> _LISTING_
----
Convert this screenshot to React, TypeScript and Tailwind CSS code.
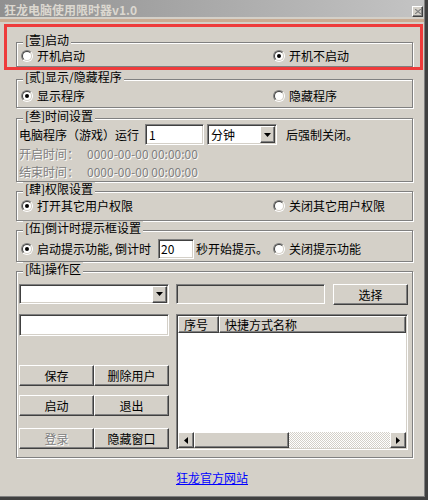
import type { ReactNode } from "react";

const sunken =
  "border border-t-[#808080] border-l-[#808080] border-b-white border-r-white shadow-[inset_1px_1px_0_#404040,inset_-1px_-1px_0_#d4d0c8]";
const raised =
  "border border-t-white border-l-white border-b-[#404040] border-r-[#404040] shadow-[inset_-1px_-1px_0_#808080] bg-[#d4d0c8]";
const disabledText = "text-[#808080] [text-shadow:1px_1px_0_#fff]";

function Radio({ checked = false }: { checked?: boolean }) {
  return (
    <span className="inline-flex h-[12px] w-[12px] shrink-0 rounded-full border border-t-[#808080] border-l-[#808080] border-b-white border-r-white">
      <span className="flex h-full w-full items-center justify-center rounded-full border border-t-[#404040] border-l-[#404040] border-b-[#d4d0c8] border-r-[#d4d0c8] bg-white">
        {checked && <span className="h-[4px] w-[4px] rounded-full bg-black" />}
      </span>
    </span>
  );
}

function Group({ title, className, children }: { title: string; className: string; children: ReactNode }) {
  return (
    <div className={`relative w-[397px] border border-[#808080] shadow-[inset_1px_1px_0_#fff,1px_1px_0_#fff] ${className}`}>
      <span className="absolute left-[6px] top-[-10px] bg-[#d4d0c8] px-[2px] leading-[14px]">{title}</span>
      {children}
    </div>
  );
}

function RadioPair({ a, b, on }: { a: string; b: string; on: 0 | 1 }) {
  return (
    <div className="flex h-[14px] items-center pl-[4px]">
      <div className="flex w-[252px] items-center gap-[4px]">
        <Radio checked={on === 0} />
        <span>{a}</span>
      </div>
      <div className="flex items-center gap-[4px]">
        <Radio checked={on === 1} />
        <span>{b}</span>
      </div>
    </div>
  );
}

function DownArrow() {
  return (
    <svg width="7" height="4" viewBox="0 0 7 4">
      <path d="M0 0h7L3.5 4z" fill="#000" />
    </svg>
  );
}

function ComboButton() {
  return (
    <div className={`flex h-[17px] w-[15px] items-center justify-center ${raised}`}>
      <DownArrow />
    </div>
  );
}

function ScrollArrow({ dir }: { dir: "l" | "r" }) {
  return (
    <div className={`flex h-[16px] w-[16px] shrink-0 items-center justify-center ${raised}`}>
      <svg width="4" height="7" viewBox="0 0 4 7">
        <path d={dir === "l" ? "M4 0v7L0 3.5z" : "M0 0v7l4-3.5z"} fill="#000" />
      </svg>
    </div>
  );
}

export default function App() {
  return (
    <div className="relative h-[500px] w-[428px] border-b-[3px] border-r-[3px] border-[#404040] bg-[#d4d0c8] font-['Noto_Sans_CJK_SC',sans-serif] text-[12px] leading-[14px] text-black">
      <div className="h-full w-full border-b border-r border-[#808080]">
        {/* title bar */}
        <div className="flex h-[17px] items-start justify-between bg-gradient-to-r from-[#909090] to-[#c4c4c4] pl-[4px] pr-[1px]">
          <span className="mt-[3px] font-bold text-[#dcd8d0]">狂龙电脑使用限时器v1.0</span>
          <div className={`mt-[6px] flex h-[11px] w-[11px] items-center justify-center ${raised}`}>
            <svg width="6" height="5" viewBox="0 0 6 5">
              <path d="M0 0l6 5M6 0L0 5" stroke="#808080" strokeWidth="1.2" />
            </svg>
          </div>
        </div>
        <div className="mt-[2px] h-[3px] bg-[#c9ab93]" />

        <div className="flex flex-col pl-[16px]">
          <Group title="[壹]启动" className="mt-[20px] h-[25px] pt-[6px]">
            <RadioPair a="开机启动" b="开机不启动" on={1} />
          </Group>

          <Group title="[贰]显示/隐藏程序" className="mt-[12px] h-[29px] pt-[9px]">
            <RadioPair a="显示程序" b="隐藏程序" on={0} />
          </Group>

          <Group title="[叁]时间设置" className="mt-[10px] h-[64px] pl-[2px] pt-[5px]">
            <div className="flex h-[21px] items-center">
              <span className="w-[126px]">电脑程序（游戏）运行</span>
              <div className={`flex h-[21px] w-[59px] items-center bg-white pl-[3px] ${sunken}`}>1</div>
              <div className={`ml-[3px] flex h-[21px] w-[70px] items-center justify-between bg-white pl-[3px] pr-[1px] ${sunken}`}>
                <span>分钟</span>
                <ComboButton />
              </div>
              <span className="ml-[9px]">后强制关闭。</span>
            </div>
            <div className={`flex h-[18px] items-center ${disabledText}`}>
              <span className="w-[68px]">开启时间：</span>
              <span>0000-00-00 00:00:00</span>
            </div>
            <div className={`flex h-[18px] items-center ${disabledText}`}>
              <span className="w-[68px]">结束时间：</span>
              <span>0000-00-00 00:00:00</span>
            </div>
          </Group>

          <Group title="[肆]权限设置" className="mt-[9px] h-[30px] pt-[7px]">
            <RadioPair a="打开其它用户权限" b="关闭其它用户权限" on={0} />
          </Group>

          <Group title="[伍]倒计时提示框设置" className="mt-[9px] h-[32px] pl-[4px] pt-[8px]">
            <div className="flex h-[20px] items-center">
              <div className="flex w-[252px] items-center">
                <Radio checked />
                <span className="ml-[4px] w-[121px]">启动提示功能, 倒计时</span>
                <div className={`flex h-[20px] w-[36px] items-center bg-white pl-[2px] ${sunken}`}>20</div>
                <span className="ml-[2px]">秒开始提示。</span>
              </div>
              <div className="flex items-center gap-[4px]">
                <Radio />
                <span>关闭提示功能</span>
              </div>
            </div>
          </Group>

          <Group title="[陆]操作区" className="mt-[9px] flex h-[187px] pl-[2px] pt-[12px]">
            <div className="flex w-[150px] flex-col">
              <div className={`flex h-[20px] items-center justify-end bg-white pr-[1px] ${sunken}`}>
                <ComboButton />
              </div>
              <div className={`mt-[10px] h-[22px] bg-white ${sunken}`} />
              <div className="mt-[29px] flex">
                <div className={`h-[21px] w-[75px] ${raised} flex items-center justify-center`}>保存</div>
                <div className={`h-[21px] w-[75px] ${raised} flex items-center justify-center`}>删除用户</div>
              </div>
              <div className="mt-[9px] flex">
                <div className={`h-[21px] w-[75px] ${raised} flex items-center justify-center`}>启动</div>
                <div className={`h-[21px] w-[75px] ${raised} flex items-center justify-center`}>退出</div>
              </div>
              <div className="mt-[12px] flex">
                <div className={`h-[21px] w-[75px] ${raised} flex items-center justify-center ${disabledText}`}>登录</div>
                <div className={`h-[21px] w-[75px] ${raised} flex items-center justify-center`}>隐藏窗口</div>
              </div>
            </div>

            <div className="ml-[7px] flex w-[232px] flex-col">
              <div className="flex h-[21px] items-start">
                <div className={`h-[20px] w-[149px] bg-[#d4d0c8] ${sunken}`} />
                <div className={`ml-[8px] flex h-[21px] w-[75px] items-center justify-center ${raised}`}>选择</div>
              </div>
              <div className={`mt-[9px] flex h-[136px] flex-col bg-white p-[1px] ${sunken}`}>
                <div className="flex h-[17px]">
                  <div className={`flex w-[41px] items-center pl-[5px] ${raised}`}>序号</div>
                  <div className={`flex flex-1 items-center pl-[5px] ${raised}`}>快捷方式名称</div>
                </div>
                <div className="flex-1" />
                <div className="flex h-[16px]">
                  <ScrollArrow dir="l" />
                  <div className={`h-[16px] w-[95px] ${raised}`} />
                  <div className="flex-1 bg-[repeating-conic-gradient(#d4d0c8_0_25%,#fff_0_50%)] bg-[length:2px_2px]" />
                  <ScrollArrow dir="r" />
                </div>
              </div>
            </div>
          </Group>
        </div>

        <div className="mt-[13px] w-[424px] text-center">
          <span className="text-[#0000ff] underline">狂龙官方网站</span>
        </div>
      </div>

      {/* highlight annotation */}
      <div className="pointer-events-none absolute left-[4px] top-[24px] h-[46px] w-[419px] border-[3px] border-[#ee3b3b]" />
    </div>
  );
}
----
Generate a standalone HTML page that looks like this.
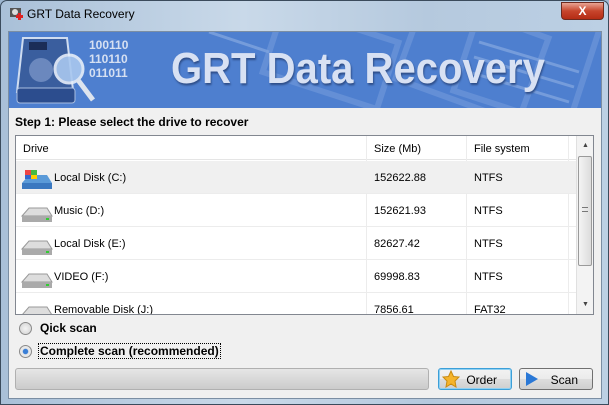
----
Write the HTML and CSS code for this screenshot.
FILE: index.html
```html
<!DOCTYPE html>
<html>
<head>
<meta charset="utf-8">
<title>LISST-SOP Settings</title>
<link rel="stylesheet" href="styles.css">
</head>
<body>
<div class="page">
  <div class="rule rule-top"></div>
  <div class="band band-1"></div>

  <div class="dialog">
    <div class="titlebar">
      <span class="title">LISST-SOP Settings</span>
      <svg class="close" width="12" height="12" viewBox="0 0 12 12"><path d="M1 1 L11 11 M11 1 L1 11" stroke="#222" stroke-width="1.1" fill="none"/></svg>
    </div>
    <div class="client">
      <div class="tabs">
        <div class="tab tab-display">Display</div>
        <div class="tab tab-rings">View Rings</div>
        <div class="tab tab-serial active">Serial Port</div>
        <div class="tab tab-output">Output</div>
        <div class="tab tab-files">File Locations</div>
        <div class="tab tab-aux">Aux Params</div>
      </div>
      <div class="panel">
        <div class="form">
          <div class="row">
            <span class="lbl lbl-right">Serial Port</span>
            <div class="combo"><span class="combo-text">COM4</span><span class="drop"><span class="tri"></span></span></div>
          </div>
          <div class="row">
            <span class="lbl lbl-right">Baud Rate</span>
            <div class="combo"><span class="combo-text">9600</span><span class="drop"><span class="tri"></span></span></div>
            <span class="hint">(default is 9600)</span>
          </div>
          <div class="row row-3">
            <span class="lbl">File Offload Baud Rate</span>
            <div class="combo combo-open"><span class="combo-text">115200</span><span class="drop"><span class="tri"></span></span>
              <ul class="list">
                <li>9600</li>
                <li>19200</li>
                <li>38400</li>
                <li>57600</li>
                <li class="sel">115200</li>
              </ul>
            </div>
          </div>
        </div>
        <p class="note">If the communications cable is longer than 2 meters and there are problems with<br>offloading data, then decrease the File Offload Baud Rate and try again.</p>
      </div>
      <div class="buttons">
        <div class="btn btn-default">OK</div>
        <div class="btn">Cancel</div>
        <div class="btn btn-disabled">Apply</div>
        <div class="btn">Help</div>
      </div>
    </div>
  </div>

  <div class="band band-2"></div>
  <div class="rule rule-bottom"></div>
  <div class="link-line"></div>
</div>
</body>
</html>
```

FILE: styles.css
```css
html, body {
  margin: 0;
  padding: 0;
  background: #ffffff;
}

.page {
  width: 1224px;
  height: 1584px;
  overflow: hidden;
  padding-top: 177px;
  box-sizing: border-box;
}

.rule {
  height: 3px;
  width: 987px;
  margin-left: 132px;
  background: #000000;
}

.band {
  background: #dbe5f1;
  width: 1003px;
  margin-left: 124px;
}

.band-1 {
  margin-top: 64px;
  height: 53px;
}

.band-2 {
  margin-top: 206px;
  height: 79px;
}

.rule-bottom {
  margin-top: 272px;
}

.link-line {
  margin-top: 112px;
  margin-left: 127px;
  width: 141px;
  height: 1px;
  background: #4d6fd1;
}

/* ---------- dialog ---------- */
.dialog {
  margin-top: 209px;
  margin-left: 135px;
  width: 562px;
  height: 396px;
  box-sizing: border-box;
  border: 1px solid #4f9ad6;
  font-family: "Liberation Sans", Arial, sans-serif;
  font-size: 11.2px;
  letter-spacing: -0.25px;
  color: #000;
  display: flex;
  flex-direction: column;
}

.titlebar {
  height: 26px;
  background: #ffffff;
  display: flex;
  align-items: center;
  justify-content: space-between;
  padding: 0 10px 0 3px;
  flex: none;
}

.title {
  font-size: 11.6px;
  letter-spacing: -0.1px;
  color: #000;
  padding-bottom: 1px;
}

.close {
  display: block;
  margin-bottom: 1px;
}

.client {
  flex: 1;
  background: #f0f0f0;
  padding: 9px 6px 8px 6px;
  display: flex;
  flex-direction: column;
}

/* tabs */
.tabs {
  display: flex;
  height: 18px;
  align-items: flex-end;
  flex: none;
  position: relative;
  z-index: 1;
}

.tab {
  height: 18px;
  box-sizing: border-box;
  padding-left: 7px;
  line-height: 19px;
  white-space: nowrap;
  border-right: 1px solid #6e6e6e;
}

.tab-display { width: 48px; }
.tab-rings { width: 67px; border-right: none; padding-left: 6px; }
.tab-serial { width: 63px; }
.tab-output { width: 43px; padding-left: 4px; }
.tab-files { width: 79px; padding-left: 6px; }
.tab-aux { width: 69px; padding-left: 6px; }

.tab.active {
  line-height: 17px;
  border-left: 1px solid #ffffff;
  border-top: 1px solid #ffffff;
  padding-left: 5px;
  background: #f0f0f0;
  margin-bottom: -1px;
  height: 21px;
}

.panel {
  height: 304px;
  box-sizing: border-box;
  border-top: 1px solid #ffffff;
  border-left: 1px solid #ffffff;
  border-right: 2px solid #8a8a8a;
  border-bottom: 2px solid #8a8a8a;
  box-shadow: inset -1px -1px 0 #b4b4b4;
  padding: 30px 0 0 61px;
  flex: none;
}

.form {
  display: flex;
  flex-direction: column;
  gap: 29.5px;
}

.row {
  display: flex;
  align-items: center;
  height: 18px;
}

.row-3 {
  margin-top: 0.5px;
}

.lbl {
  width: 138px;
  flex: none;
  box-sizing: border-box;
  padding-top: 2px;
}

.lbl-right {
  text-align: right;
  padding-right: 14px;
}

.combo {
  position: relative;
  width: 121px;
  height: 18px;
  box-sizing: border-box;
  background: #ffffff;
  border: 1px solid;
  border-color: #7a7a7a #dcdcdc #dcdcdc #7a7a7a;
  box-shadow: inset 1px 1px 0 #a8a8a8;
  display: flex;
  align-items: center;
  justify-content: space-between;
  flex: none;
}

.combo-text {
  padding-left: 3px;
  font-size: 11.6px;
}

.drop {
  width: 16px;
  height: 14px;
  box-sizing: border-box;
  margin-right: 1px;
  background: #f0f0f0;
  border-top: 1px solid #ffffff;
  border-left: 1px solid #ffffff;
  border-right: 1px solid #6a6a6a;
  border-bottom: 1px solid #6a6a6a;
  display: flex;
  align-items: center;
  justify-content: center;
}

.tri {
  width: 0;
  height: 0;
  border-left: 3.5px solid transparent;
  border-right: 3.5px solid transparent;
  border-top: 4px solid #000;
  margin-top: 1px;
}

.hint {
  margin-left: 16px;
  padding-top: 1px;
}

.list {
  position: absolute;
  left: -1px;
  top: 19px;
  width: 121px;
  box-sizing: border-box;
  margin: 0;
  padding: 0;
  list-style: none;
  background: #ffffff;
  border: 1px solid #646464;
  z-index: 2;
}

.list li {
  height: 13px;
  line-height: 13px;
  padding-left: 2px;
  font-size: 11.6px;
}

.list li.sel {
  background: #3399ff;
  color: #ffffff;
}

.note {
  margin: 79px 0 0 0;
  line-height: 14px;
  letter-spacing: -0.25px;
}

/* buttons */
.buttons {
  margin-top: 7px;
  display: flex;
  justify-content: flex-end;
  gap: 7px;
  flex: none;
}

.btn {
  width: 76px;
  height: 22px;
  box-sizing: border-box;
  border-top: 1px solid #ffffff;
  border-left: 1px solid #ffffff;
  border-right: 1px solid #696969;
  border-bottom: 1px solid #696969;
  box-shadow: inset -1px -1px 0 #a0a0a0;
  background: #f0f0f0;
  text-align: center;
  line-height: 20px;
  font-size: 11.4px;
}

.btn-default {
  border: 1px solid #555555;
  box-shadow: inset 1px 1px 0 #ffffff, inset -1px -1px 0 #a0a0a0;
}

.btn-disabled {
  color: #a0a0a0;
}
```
----
Scan the lines for the string "screenshot". Copy out each line that matches.

Convert this screenshot to React, TypeScript and Tailwind CSS code.
Write the HTML and CSS code for this screenshot.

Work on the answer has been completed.